The co-owner and chief executive of RoMan Manufacturing Inc. in Grand Rapids, Michigan, which makes transformers and glass-molding equipment for automakers and other industries, asks callers on his voicemail: “What have you done today to support U.S. manufacturing?”
His procurement team has been under long-standing orders to source all parts and materials as near as possible to his western Michigan factory, even with President Donald Trump’s tariffs on steel and aluminum.
But with those tariffs dragging into a new year and steel comprising a quarter of RoMan’s fixed costs, Roth says his company has now begun the lengthy process of switching from its U.S. suppliers to an Israeli company for a key component for its products.

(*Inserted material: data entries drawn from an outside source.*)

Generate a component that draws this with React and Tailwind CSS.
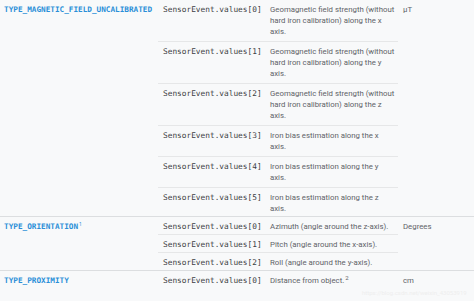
import React from 'react';

const groups = [
  {
    type: "TYPE_MAGNETIC_FIELD_UNCALIBRATED",
    unit: "μT",
    rows: [
      ["SensorEvent.values[0]", ["Geomagnetic field strength (without", "hard iron calibration) along the x", "axis."]],
      ["SensorEvent.values[1]", ["Geomagnetic field strength (without", "hard iron calibration) along the y", "axis."]],
      ["SensorEvent.values[2]", ["Geomagnetic field strength (without", "hard iron calibration) along the z", "axis."]],
      ["SensorEvent.values[3]", ["Iron bias estimation along the x", "axis."]],
      ["SensorEvent.values[4]", ["Iron bias estimation along the y", "axis."]],
      ["SensorEvent.values[5]", ["Iron bias estimation along the z", "axis."], null, true],
    ],
  },
  {
    type: "TYPE_ORIENTATION",
    sup: "1",
    unit: "Degrees",
    rows: [
      ["SensorEvent.values[0]", ["Azimuth (angle around the z-axis)."], null, true],
      ["SensorEvent.values[1]", ["Pitch (angle around the x-axis)."], null, true],
      ["SensorEvent.values[2]", ["Roll (angle around the y-axis)."], null, true],
    ],
  },
  {
    type: "TYPE_PROXIMITY",
    unit: "cm",
    rows: [["SensorEvent.values[0]", ["Distance from object."], "2"]],
  },
];

const mono = { fontFamily: '"DejaVu Sans Mono", "Liberation Mono", monospace' };

export default function App() {
  return (
    <div className="w-[474px] h-[301px] overflow-hidden bg-[#f8f9fa] relative font-['Roboto',sans-serif]">
      <table className="w-[474px] border-collapse table-fixed">
        <colgroup>
          <col className="w-[158px]" />
          <col className="w-[107px]" />
          <col className="w-[133px]" />
          <col />
        </colgroup>
        <tbody>
          {groups.map((g, gi) =>
            g.rows.map((r, ri) => {
              const pad = r[3] ? "pt-[4px] pb-[2px]" : "py-[4px]";
              const line = ri > 0 ? "border-t border-[#e6e7e8]" : "";
              return (
                <tr
                  key={`${gi}-${ri}`}
                  className={ri === 0 && gi > 0 ? "border-t border-[#dcdee0]" : ""}
                >
                  {ri === 0 && (
                    <td rowSpan={g.rows.length} className="align-top pl-1 pt-[4px] text-[7.7px] leading-[11px] whitespace-nowrap">
                      <span style={mono} className="font-bold text-[#2a8fd8]">
                        {g.type}
                      </span>
                      {g.sup && (
                        <span className="relative -top-[3px] text-[5px] leading-none text-[#2a8fd8] ml-[1px]">{g.sup}</span>
                      )}
                    </td>
                  )}
                  <td className={`align-top pl-[5px] ${pad} ${line}`}>
                    <div style={mono} className="text-[7.8px] leading-[11px] h-[11px] text-[#3c4043] whitespace-nowrap">
                      {r[0]}
                    </div>
                  </td>
                  <td className={`align-top pl-[5px] ${pad} text-[7.8px] leading-[11px] text-[#5f6368] ${line}`}>
                    {r[1].map((txt, li) => (
                      <div key={li} className="whitespace-nowrap h-[11px]">
                        {txt}
                        {li === r[1].length - 1 && r[2] && (
                          <span className="relative -top-[3px] text-[6px] leading-none ml-[1px]">{r[2]}</span>
                        )}
                      </div>
                    ))}
                  </td>
                  {ri === 0 && (
                    <td rowSpan={g.rows.length} className="align-top pl-[5px] pt-[4px] text-[7.8px] leading-[11px] text-[#5f6368]">
                      {g.unit}
                    </td>
                  )}
                </tr>
              );
            })
          )}
        </tbody>
      </table>
      <div className="absolute left-[362px] top-[290px] text-[6px] leading-none text-[#eeeeee] whitespace-nowrap">
        https://blog.csdn.net/weixin_43053919
      </div>
    </div>
  );
}
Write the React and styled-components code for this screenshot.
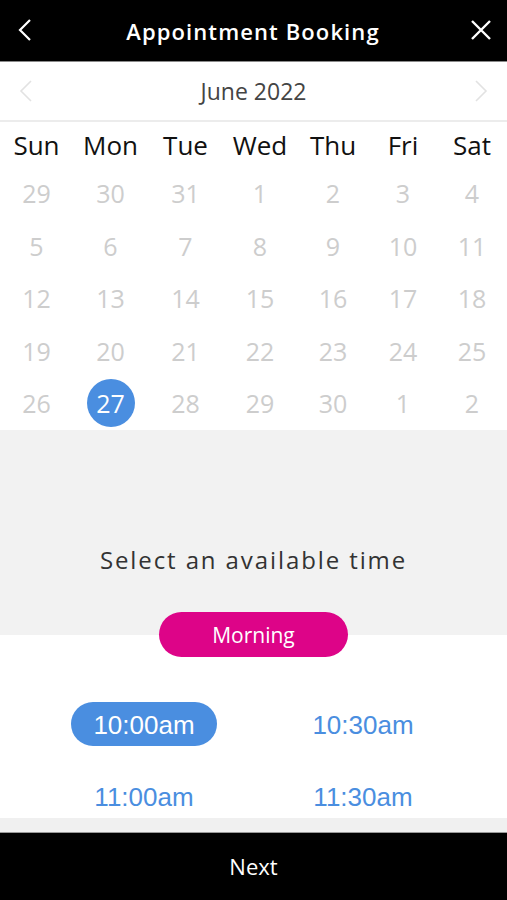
import React, { useState } from "react";
import styled, { createGlobalStyle } from "styled-components";

const GlobalStyle = createGlobalStyle`
  body {
    margin: 0;
    font-family: "Open Sans", "Liberation Sans", sans-serif;
    background: #ffffff;
  }
`;

const weekdays = ["Sun", "Mon", "Tue", "Wed", "Thu", "Fri", "Sat"];
const days = [
  29, 30, 31, 1, 2, 3, 4,
  5, 6, 7, 8, 9, 10, 11,
  12, 13, 14, 15, 16, 17, 18,
  19, 20, 21, 22, 23, 24, 25,
  26, 27, 28, 29, 30, 1, 2,
];
const times = ["10:00am", "10:30am", "11:00am", "11:30am"];

export default function App() {
  const [day, setDay] = useState(29);
  const [time, setTime] = useState("10:00am");

  return (
    <Page>
      <GlobalStyle />
      <Header>
        <IconButton aria-label="back">
          <svg width="14" height="22" viewBox="0 0 14 22">
            <path d="M12 1 L2 11 L12 21" fill="none" stroke="#fff" strokeWidth="2.2" />
          </svg>
        </IconButton>
        <Title>Appointment Booking</Title>
        <IconButton aria-label="close">
          <svg width="20" height="20" viewBox="0 0 20 20">
            <path d="M1 1 L19 19 M19 1 L1 19" fill="none" stroke="#fff" strokeWidth="2.4" />
          </svg>
        </IconButton>
      </Header>

      <MonthBar>
        <Arrow>
          <svg width="14" height="22" viewBox="0 0 14 22">
            <path d="M12 1 L2 11 L12 21" fill="none" stroke="#e2e2e2" strokeWidth="1.6" />
          </svg>
        </Arrow>
        <Month>June 2022</Month>
        <Arrow>
          <svg width="14" height="22" viewBox="0 0 14 22">
            <path d="M2 1 L12 11 L2 21" fill="none" stroke="#e2e2e2" strokeWidth="1.6" />
          </svg>
        </Arrow>
      </MonthBar>

      <Grid>
        {weekdays.map((w) => (
          <Weekday key={w}>{w}</Weekday>
        ))}
        {days.map((d, i) => (
          <DayCell key={i} onClick={() => setDay(i)}>
            <DayNum $selected={i === day}>{d}</DayNum>
          </DayCell>
        ))}
      </Grid>

      <Prompt>
        <PromptText>Select an available time</PromptText>
      </Prompt>

      <Slots>
        <Period>Morning</Period>
        <SlotGrid>
          {times.map((t) => (
            <Slot key={t} $active={t === time} onClick={() => setTime(t)}>
              {t}
            </Slot>
          ))}
        </SlotGrid>
      </Slots>

      <Spacer />
      <Footer>Next</Footer>
    </Page>
  );
}

const Page = styled.div`
  width: 507px;
  height: 900px;
  display: flex;
  flex-direction: column;
  overflow: hidden;
`;

const Header = styled.header`
  flex: none;
  height: 62px;
  box-sizing: border-box;
  background: #000;
  border-bottom: 1px solid #8a8a8a;
  display: flex;
  align-items: center;
  justify-content: space-between;
  padding: 0 15px 0 14px;
`;

const IconButton = styled.button`
  background: none;
  border: none;
  padding: 0;
  width: 22px;
  height: 24px;
  display: flex;
  align-items: center;
  justify-content: center;
  margin-top: -1px;
`;

const Title = styled.h1`
  margin: 0;
  color: #fff;
  font-family: "Open Sans", sans-serif;
  font-weight: 600;
  font-size: 22px;
  letter-spacing: 1.1px;
`;

const MonthBar = styled.div`
  flex: none;
  height: 58px;
  display: flex;
  align-items: center;
  justify-content: space-between;
  padding: 0 19px;
  border-bottom: 2px solid #ececec;
`;

const Arrow = styled.span`
  display: flex;
  width: 14px;
`;

const Month = styled.div`
  font-size: 23px;
  color: #444;
`;

const Grid = styled.div`
  flex: none;
  display: grid;
  grid-template-columns: 73px 75px 75px 74px 72px 68px 70px;
  grid-template-rows: 45px repeat(5, 52.5px);
  background: #fff;
`;

const Weekday = styled.div`
  display: flex;
  align-items: center;
  justify-content: center;
  font-size: 26px;
  color: #111;
`;

const DayCell = styled.div`
  display: flex;
  align-items: center;
  justify-content: center;
`;

const DayNum = styled.span`
  width: 48px;
  height: 48px;
  border-radius: 50%;
  display: flex;
  align-items: center;
  justify-content: center;
  font-size: 25px;
  color: ${(p) => (p.$selected ? "#fff" : "#cdcdcd")};
  background: ${(p) => (p.$selected ? "#4a8ee0" : "transparent")};
`;

const Prompt = styled.div`
  flex: none;
  background: #f2f2f2;
  height: 205px;
  display: flex;
  align-items: flex-end;
  justify-content: center;
`;

const PromptText = styled.div`
  font-size: 24px;
  color: #333;
  letter-spacing: 1.9px;
  margin-bottom: 59px;
`;

const Slots = styled.div`
  flex: none;
  background: #fff;
  height: 183px;
  display: flex;
  flex-direction: column;
  align-items: center;
`;

const Period = styled.div`
  width: 189px;
  height: 46px;
  margin-top: -23px;
  border-radius: 23px;
  background: #dd0488;
  color: #fff;
  font-size: 21px;
  display: flex;
  align-items: center;
  justify-content: center;
  padding-top: 1px;
  box-sizing: border-box;
`;

const SlotGrid = styled.div`
  display: grid;
  grid-template-columns: 146px 146px;
  column-gap: 73px;
  row-gap: 28px;
  margin-top: 45px;
`;

const Slot = styled.button`
  height: 44px;
  border: none;
  border-radius: 22px;
  font-family: "Liberation Sans", Arial, sans-serif;
  font-size: 26px;
  background: ${(p) => (p.$active ? "#4a8ee0" : "transparent")};
  color: ${(p) => (p.$active ? "#fff" : "#4a8ee0")};
  padding: 3px 0 0;
`;

const Spacer = styled.div`
  flex: none;
  height: 14px;
  background: #f0f0f0;
  border-bottom: 1px solid #9a9a9a;
`;

const Footer = styled.div`
  flex: 1;
  background: #000;
  color: #fff;
  font-size: 22px;
  display: flex;
  align-items: center;
  justify-content: center;
`;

It is a strategic decision that RoMan and other auto suppliers have put off since the tariffs kicked in last spring. With tariffs firmly part of the landscape, some are now starting to shift their own supply chain to keep costs in check, according to more than a dozen interviews with U.S. auto suppliers and industry consultants.
The choice is stark for most suppliers: absorb the extra cost, pass them on to customers or find ways to slash material costs.
The transformers Roth’s 150 workers at RoMan produce require a magnetized steel core that is now more expensive as tariffs have allowed U.S. steel producers to raise prices. The Israeli supplier has access to cheaper steel and its cores qualify as finished products, so they are not subject to tariffs — making them a cheaper alternative.